■ SET EXERCISE ■
Collect each line containing "screenshot".
========================================
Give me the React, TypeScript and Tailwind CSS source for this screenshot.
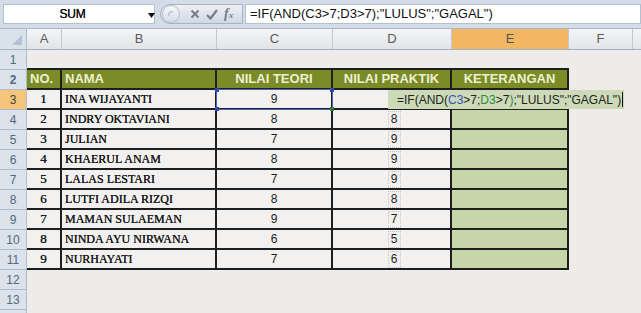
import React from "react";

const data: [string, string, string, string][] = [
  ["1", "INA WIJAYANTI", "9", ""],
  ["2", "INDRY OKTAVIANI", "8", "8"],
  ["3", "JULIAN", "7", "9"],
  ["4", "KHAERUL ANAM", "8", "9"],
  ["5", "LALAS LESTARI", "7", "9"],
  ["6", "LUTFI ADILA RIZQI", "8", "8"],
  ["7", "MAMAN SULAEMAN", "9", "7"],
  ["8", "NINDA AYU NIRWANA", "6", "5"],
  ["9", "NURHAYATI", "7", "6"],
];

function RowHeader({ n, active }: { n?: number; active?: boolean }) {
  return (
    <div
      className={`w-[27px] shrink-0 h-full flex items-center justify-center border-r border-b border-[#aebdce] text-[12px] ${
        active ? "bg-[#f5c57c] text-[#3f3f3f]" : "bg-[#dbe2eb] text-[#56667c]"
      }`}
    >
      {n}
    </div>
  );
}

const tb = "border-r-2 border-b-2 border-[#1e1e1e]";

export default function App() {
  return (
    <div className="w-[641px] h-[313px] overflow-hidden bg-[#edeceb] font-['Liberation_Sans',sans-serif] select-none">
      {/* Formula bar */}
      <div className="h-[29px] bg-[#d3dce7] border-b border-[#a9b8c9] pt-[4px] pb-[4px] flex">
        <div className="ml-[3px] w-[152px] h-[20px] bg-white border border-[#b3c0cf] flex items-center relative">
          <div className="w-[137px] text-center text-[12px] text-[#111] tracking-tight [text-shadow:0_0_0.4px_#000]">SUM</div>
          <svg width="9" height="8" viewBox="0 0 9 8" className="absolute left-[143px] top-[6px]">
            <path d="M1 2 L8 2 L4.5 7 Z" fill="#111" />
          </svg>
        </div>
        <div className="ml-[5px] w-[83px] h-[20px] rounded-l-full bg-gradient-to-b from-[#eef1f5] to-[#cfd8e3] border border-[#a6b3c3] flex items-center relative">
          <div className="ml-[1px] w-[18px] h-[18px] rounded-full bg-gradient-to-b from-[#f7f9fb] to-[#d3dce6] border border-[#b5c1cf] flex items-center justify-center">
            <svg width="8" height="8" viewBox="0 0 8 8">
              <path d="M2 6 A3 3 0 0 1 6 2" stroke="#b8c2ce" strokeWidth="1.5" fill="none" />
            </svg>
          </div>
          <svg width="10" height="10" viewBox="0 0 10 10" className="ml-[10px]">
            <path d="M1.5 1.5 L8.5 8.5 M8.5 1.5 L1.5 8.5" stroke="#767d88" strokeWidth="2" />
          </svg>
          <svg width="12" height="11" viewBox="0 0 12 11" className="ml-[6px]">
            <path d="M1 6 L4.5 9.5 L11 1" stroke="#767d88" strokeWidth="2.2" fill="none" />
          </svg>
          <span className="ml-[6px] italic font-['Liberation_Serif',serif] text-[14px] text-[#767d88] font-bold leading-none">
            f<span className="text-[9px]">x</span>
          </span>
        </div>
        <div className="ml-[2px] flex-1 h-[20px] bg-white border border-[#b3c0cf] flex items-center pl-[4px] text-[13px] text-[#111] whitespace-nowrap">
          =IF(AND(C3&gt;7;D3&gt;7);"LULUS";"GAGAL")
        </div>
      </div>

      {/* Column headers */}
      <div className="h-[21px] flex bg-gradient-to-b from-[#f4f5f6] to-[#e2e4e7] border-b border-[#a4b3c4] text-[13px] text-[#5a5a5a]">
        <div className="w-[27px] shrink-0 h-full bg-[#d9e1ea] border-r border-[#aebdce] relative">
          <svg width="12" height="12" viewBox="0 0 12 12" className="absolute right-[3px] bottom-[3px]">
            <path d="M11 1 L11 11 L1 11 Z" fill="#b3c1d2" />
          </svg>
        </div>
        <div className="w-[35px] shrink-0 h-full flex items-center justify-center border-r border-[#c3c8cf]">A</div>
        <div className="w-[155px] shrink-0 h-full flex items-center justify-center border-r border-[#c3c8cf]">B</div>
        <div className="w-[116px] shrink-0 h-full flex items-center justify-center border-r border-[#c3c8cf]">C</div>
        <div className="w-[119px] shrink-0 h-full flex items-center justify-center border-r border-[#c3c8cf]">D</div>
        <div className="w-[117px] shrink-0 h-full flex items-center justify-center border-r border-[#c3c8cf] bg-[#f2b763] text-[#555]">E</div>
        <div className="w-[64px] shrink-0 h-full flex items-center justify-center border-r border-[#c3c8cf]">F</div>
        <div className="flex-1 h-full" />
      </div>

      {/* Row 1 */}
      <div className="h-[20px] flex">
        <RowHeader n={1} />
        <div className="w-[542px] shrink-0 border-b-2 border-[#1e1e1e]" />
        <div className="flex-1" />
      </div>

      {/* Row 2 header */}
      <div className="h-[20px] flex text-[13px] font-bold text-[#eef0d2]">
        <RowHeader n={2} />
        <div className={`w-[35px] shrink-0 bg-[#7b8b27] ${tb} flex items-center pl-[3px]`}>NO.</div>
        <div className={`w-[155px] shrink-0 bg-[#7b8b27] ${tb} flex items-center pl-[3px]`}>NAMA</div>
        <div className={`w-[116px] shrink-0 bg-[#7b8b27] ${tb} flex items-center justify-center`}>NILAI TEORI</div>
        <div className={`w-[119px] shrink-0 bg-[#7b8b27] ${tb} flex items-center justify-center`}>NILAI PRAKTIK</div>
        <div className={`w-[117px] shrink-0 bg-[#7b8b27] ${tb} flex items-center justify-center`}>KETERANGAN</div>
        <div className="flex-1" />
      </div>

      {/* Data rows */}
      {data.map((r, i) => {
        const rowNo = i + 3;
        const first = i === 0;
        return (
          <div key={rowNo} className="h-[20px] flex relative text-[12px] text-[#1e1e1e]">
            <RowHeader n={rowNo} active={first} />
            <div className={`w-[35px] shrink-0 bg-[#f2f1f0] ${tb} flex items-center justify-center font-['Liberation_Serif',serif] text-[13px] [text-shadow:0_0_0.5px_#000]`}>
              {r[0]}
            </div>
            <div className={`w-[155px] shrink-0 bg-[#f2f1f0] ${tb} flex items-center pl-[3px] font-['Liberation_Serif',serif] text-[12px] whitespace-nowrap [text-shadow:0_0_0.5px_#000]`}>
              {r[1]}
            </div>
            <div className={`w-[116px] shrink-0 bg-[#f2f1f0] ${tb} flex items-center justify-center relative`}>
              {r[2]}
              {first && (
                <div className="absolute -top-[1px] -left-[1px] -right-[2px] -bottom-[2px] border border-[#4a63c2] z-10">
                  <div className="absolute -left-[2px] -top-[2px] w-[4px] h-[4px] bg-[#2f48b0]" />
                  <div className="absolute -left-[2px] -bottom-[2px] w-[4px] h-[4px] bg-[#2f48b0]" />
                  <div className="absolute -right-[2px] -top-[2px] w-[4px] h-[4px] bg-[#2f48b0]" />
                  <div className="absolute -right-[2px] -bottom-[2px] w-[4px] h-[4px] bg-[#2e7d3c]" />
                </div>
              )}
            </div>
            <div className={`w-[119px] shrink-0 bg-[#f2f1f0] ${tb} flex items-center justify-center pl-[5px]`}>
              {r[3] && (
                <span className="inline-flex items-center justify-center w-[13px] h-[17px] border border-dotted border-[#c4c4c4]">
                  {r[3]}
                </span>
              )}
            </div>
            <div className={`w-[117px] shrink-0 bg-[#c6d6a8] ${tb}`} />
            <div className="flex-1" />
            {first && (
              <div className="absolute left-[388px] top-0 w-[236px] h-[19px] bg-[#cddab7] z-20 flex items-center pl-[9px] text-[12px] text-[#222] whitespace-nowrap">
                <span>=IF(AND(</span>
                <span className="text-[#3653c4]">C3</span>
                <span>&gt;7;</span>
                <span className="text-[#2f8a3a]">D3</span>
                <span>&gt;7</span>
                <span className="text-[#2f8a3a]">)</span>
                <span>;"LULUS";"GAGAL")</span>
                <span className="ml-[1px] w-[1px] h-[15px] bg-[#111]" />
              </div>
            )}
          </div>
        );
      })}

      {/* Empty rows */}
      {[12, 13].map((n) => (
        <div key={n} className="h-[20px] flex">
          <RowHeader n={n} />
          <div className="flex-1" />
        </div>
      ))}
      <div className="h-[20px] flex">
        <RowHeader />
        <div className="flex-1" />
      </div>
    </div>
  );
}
========================================
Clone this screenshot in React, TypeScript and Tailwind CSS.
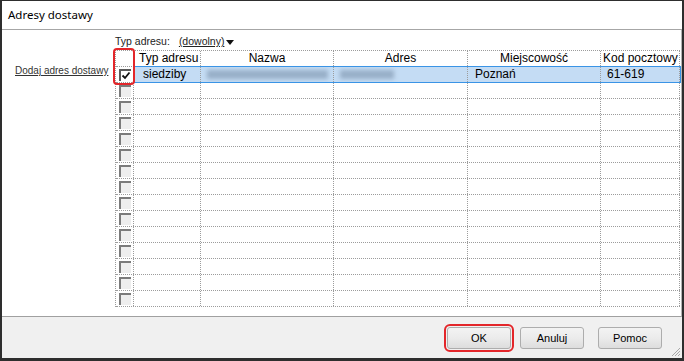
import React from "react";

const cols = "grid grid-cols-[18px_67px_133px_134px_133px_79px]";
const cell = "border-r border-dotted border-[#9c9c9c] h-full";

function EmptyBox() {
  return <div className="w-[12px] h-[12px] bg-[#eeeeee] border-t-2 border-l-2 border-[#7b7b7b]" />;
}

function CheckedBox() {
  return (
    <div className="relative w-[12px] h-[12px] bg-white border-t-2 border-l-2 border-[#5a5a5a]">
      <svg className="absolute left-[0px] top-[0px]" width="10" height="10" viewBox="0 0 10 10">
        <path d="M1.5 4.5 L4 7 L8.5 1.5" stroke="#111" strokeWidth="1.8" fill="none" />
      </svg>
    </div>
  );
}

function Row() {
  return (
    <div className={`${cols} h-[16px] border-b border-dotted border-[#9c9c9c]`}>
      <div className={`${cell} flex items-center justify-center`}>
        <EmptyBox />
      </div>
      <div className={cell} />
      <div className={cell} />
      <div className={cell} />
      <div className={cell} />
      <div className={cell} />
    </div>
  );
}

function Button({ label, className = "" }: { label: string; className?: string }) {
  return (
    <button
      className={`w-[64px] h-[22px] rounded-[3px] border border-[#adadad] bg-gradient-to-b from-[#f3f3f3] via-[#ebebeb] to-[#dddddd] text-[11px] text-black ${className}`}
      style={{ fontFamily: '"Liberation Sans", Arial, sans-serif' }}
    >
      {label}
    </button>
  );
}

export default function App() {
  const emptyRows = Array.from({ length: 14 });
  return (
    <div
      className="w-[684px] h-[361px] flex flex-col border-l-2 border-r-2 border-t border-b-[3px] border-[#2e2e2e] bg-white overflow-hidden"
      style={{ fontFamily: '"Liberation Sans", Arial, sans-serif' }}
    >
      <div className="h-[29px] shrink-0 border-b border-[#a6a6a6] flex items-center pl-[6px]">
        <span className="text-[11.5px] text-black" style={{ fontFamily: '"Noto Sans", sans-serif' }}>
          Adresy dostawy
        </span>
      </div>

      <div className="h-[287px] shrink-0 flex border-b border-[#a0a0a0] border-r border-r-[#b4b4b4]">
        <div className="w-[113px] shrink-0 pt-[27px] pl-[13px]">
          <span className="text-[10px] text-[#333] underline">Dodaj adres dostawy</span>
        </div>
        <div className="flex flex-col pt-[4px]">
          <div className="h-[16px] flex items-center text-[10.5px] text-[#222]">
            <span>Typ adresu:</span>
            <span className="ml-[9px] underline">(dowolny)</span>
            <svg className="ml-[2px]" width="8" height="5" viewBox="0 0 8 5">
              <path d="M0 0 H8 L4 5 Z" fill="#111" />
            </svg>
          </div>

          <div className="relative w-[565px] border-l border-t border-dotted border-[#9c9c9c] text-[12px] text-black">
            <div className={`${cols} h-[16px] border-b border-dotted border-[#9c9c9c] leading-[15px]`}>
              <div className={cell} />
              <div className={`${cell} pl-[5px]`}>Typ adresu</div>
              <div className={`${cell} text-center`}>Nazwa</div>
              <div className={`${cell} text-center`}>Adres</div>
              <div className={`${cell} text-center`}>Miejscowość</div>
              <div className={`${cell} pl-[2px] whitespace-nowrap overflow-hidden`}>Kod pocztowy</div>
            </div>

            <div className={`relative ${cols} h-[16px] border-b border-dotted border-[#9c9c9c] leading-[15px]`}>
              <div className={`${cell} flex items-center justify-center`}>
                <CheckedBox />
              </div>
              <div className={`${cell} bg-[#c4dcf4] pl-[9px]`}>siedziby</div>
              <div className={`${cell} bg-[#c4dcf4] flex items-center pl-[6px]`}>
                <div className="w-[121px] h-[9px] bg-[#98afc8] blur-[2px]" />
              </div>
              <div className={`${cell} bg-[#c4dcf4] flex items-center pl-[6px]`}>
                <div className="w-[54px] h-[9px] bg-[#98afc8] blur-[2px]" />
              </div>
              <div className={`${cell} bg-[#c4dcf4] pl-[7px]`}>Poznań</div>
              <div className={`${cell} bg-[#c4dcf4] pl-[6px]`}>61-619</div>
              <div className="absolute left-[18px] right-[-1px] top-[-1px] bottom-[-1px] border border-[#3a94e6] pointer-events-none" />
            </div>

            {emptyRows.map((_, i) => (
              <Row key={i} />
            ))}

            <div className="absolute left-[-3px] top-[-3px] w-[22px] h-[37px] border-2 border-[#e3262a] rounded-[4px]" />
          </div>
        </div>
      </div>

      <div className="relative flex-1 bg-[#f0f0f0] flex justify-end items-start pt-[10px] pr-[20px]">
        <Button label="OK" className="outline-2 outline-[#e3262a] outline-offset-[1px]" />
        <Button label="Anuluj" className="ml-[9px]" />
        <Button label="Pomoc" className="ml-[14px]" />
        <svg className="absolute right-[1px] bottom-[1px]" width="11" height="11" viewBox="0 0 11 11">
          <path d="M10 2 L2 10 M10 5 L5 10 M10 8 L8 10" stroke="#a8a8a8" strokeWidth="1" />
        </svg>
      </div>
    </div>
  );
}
========================================
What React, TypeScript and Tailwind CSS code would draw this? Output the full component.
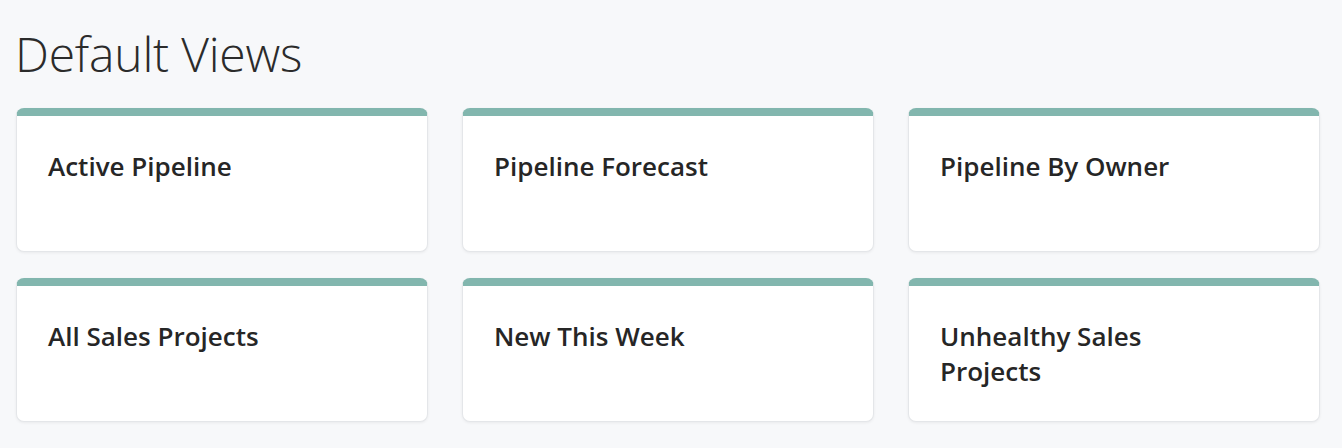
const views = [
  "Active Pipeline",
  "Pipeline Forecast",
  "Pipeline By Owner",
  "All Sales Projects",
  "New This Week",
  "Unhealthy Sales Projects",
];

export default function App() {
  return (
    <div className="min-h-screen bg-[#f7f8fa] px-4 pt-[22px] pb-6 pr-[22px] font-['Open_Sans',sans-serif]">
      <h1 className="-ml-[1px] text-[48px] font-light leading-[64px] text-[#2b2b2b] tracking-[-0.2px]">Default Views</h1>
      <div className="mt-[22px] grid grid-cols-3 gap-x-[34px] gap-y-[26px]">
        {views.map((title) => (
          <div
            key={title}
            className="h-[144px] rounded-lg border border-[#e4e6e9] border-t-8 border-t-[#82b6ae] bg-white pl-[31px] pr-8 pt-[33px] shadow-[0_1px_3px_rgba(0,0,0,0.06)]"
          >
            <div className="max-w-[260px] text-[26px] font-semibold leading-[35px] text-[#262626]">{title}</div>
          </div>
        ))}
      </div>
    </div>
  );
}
========================================
■ SOLUTION ■
Give me the React, TypeScript and Tailwind CSS source for this screenshot.
Clone this screenshot in React, TypeScript and Tailwind CSS.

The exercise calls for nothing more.